Once, Kangogo said, American teammates joined the Kenyans in the dorm for a meal of ugali, which is usually served with a protein dish like chicken.

"It was very strange to them," Kangogo said. "They asked, 'Is this what makes you run so fast?' "

Language hasn't been much of an issue. Many of them grew up speaking English, which has contributed to solid performances in the classroom -- that, and simple hard work.

Garlatz said schooling in Kenya seems more demanding than in the United States.

"Most of the Kenyan athletes that come here, if they have a C grade in Kenya, they'll get mostly As and Bs here," he said. "A C average in Kenya, that's average. They don't have the grade inflation like in America."

GIVING BACK

Like many who come to the United States from other countries, UAA's Kenyan runners deeply appreciate the opportunities here -- the finest universities in the world, political stability, the chance to improve your life through hard work.

That attitude stands in contrast to the sense of entitlement many Americans have, Garlatz and Friess said.
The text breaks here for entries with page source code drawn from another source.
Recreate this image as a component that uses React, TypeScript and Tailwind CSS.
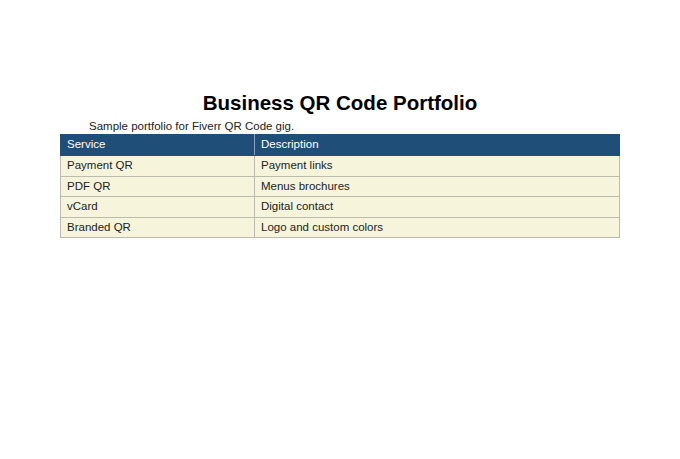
export default function App() {
  const rows = [
    ["Payment QR", "Payment links"],
    ["PDF QR", "Menus brochures"],
    ["vCard", "Digital contact"],
    ["Branded QR", "Logo and custom colors"],
  ];
  return (
    <div className="w-[680px] h-[459px] bg-white pt-[90px] pl-[60px]" style={{ fontFamily: '"Liberation Sans", Arial, sans-serif' }}>
      <div className="w-[560px]">
        <h1 className="text-center font-bold text-[20.5px] leading-[24px] text-black mt-[1px]">Business QR Code Portfolio</h1>
        <p className="text-[11.5px] leading-[14px] text-[#222] pl-[29px] mt-[4px]">Sample portfolio for Fiverr QR Code gig.</p>
        <table className="w-[560px] border-collapse text-[11.5px] mt-[1px]">
          <thead>
            <tr className="bg-[#1f4e79] text-white h-[21px]">
              <th className="w-[194px] text-left font-normal pl-[6px] border border-[#1f4e79] border-r-[#8aa0b8]">Service</th>
              <th className="text-left font-normal pl-[6px] border border-[#1f4e79]">Description</th>
            </tr>
          </thead>
          <tbody>
            {rows.map(([a, b]) => (
              <tr key={a} className="bg-[#f6f5dc] text-[#222] h-[20.5px]">
                <td className="pl-[6px] border border-[#bcbcae]">{a}</td>
                <td className="pl-[6px] border border-[#bcbcae]">{b}</td>
              </tr>
            ))}
          </tbody>
        </table>
      </div>
    </div>
  );
}
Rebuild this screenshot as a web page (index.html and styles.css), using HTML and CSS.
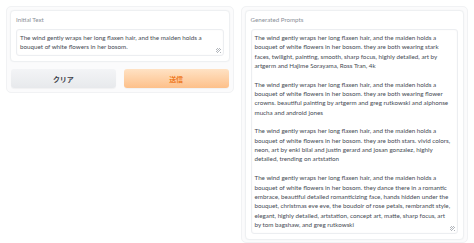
FILE: index.html
```html
<!DOCTYPE html>
<html lang="ja">
<head>
    <meta charset="UTF-8">
    <meta name="viewport" content="width=device-width, initial-scale=1.0">
    <title>Prompt Generator</title>
    <link rel="stylesheet" href="styles.css">
</head>
<body>
    <div class="app">
        <div class="panel">
            <div class="block">
                <label class="block-label" for="initial">Initial Text</label>
                <textarea id="initial" class="box box-small">The wind gently wraps her long flaxen hair, and the maiden holds a bouquet of white flowers in her bosom.</textarea>
            </div>
            <div class="btn-row">
                <button class="btn btn-secondary">クリア</button>
                <button class="btn btn-primary">送信</button>
            </div>
        </div>
        <div class="panel">
            <div class="block">
                <label class="block-label" for="prompts">Generated Prompts</label>
                <textarea id="prompts" class="box box-large" readonly>The wind gently wraps her long flaxen hair, and the maiden holds a bouquet of white flowers in her bosom. they are both wearing stark faces, twilight, painting, smooth, sharp focus, highly detailed, art by artgerm and Hajime Sorayama, Ross Tran, 4k

The wind gently wraps her long flaxen hair, and the maiden holds a bouquet of white flowers in her bosom. they are both wearing flower crowns. beautiful painting by artgerm and greg rutkowski and alphonse mucha and android jones

The wind gently wraps her long flaxen hair, and the maiden holds a bouquet of white flowers in her bosom. they are both stars. vivid colors, neon, art by enki bilal and justin gerard and josan gonzalez, highly detailed, trending on artstation

The wind gently wraps her long flaxen hair, and the maiden holds a bouquet of white flowers in her bosom. they dance there in a romantic embrace, beautiful detailed romanticizing face, hands hidden under the bouquet, christmas eve eve, the boudoir of rose petals, rembrandt style, elegant, highly detailed, artstation, concept art, matte, sharp focus, art by tom bagshaw, and greg rutkowski</textarea>
            </div>
        </div>
    </div>
</body>
</html>
```

FILE: styles.css
```css
body, html {
    margin: 0;
    padding: 0;
    background-color: #ffffff;
    font-family: Lato, "Noto Sans CJK JP", sans-serif;
}

.app {
    display: flex;
    align-items: flex-start;
    gap: 7px;
    padding: 6px;
}

.panel {
    flex: 1;
    display: flex;
    flex-direction: column;
    gap: 6px;
    padding: 3px 3px 2px 3px;
    background-color: #fbfbfc;
    border: 1px solid #f1f2f4;
    border-radius: 5px;
    box-sizing: border-box;
}

.block {
    display: flex;
    flex-direction: column;
    padding: 5px 5px 5px 5px;
    background-color: #ffffff;
    border: 1px solid #eef0f2;
    border-radius: 4px;
    box-shadow: 0 0 2px rgba(0, 0, 0, 0.03);
}

.block-label {
    font-size: 6.2px;
    line-height: 8px;
    color: #8a8f98;
    margin-bottom: 5px;
}

.box {
    display: block;
    width: 100%;
    box-sizing: border-box;
    padding: 3px 4px 3px 3px;
    margin: 0;
    font-family: Lato, sans-serif;
    font-size: 6.25px;
    line-height: 9.35px;
    color: #464b54;
    background-color: #ffffff;
    border: 1px solid #eceef1;
    border-radius: 3px;
    box-shadow: inset 0 0 2px rgba(0, 0, 0, 0.04);
    resize: none;
    overflow: hidden;
    outline: none;
    background-image: repeating-linear-gradient(135deg, transparent 0 1px, #b3b7bd 1px 1.6px);
    background-size: 5px 5px;
    background-position: right 2px bottom 2px;
    background-repeat: no-repeat;
}

.box-small {
    height: 27px;
}

.box-large {
    height: 205px;
}

.btn-row {
    display: flex;
    gap: 8px;
    padding: 1px 1px 2px 1px;
}

.btn {
    flex: 1;
    height: 19px;
    border: none;
    border-radius: 3px;
    font-family: Lato, "Noto Sans CJK JP", sans-serif;
    font-size: 7px;
    font-weight: bold;
    cursor: pointer;
}

.btn-secondary {
    background: linear-gradient(180deg, #f3f4f6, #e7e9ec);
    color: #3b4049;
    box-shadow: 0 1px 1px rgba(0, 0, 0, 0.04);
}

.btn-primary {
    background: linear-gradient(180deg, #ffe2c4, #fdc08a);
    color: #ef7a24;
    box-shadow: 0 1px 1px rgba(0, 0, 0, 0.04);
}
```
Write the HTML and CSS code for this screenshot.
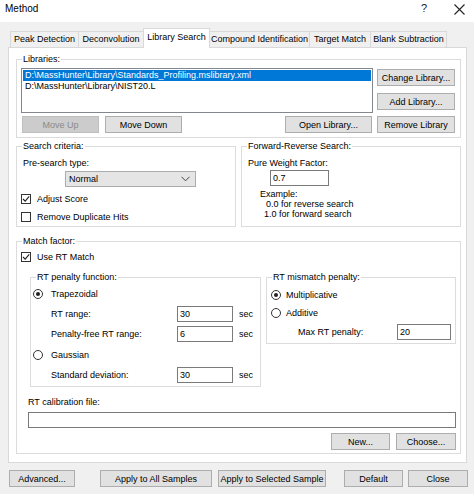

"We have kids (in the U.S.) that take everything for granted, as if they are owed something," Friess said. "It's refreshing when you have someone who sees it from another perspective."

And the Kenyans are eager to do something for UAA in return for what the school is doing for them. At Saturday's Great Northwest Conference championships, they played key roles in the men's team championship and the women's second-place showing.

"They have great school pride already," Garlatz said. "They feel like we've given them this opportunity and it's their turn to give something back to us."